▶ [Task description]: Leave out the pictures, and write out exactly the lines from the beginning of the material to the line holding "const minus = (n: number)", that line included, and nothing else.

** START **

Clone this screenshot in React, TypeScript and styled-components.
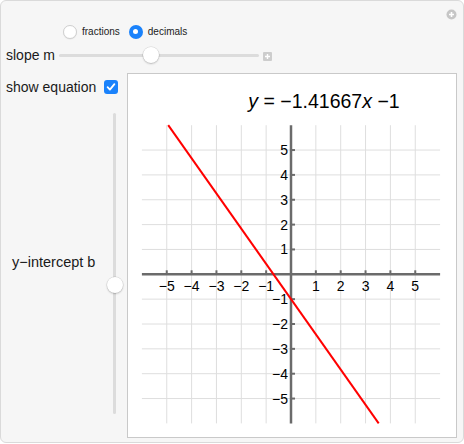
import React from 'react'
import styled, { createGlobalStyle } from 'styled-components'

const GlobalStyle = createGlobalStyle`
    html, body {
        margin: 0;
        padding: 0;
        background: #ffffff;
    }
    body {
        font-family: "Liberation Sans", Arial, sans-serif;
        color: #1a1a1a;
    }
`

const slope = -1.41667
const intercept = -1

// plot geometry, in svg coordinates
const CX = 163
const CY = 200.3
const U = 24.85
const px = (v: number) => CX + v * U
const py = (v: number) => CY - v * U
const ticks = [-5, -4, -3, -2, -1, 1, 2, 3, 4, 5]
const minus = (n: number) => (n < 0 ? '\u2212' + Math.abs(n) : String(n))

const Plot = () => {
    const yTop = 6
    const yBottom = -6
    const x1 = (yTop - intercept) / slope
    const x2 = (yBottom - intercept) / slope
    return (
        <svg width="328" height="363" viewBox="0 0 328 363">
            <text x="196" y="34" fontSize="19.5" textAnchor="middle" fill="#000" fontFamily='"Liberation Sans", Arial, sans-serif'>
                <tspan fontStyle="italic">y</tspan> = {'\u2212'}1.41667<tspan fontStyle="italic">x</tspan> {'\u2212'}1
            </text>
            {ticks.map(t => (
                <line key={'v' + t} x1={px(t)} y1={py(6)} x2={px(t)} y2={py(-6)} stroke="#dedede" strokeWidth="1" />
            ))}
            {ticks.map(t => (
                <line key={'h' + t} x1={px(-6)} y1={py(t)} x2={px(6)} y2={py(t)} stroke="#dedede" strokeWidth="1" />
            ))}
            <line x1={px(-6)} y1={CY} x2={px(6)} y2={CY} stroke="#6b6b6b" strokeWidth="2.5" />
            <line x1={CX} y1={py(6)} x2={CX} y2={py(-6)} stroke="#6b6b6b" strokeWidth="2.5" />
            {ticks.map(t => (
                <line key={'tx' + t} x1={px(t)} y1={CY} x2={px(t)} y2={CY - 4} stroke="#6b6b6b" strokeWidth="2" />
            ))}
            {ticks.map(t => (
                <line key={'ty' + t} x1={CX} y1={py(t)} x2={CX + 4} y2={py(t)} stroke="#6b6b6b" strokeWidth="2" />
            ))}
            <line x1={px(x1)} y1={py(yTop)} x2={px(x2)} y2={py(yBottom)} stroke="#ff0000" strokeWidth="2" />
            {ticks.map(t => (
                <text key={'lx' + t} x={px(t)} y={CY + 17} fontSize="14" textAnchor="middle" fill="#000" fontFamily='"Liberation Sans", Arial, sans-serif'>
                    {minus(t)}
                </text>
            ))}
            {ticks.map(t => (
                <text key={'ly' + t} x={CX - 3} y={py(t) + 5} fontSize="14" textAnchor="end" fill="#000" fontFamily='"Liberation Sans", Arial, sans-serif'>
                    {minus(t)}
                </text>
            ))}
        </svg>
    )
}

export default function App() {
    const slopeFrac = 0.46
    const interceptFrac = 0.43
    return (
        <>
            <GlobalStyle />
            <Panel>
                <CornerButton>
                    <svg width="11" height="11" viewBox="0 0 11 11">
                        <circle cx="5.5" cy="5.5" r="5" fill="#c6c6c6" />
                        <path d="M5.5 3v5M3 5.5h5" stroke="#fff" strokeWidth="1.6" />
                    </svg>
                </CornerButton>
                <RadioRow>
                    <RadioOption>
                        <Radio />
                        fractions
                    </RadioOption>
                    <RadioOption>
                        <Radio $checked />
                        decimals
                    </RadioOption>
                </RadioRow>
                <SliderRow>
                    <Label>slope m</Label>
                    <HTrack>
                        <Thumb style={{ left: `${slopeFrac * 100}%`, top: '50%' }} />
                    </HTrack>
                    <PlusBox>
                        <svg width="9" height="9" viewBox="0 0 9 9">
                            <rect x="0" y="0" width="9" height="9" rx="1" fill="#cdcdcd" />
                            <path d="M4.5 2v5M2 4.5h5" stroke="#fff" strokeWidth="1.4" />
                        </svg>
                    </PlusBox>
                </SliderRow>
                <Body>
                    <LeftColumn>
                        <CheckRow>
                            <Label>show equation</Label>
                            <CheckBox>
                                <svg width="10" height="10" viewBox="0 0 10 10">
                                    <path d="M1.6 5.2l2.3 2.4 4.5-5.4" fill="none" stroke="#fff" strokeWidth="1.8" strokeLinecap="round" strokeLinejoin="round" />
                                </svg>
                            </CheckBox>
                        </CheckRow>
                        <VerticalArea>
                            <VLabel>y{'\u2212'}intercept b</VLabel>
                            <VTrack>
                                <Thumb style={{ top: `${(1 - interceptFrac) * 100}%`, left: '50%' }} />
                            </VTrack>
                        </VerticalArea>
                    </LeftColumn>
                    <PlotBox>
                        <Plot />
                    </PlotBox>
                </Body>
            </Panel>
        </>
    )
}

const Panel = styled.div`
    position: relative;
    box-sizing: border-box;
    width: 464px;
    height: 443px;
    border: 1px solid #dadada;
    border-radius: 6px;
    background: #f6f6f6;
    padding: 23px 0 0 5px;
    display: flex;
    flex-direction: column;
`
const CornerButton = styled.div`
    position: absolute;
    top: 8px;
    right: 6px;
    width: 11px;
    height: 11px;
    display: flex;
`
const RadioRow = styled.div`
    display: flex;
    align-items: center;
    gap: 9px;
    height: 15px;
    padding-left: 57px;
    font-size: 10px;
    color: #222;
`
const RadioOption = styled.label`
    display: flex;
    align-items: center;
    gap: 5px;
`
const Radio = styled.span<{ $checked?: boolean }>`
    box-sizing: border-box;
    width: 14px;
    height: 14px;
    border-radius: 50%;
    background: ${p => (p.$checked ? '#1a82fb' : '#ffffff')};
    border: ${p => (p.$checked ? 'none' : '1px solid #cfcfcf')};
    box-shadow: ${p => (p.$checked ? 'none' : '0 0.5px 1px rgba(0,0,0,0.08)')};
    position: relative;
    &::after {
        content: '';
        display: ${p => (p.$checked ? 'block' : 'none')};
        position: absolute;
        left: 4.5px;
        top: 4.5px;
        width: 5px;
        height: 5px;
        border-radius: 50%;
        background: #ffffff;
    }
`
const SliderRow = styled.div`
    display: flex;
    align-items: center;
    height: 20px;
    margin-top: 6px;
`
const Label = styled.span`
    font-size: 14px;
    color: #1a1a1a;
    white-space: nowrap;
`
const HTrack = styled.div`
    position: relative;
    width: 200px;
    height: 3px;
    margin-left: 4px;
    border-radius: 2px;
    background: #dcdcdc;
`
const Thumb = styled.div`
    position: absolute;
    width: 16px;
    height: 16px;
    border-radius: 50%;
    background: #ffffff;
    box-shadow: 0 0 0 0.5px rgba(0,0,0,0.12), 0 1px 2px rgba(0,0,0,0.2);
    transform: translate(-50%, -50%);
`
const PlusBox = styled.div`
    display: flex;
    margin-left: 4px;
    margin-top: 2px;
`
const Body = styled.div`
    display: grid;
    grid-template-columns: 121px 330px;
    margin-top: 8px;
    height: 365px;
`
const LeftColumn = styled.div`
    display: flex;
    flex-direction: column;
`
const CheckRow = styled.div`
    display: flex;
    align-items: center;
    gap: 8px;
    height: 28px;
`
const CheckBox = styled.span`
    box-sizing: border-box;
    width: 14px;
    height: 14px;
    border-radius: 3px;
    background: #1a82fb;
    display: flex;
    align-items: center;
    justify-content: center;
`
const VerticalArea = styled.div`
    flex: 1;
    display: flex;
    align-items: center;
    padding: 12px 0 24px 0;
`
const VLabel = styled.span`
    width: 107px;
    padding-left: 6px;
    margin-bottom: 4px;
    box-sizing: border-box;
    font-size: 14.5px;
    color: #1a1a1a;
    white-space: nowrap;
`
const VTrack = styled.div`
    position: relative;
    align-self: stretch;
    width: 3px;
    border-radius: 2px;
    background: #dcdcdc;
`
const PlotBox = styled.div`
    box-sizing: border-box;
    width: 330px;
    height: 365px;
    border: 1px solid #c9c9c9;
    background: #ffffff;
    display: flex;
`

** END **

▶ [Response to this task]:
Clone this screenshot in React, TypeScript and styled-components.
import React from 'react'
import styled, { createGlobalStyle } from 'styled-components'

const GlobalStyle = createGlobalStyle`
    html, body {
        margin: 0;
        padding: 0;
        background: #ffffff;
    }
    body {
        font-family: "Liberation Sans", Arial, sans-serif;
        color: #1a1a1a;
    }
`

const slope = -1.41667
const intercept = -1

// plot geometry, in svg coordinates
const CX = 163
const CY = 200.3
const U = 24.85
const px = (v: number) => CX + v * U
const py = (v: number) => CY - v * U
const ticks = [-5, -4, -3, -2, -1, 1, 2, 3, 4, 5]
const minus = (n: number) => (n < 0 ? '\u2212' + Math.abs(n) : String(n))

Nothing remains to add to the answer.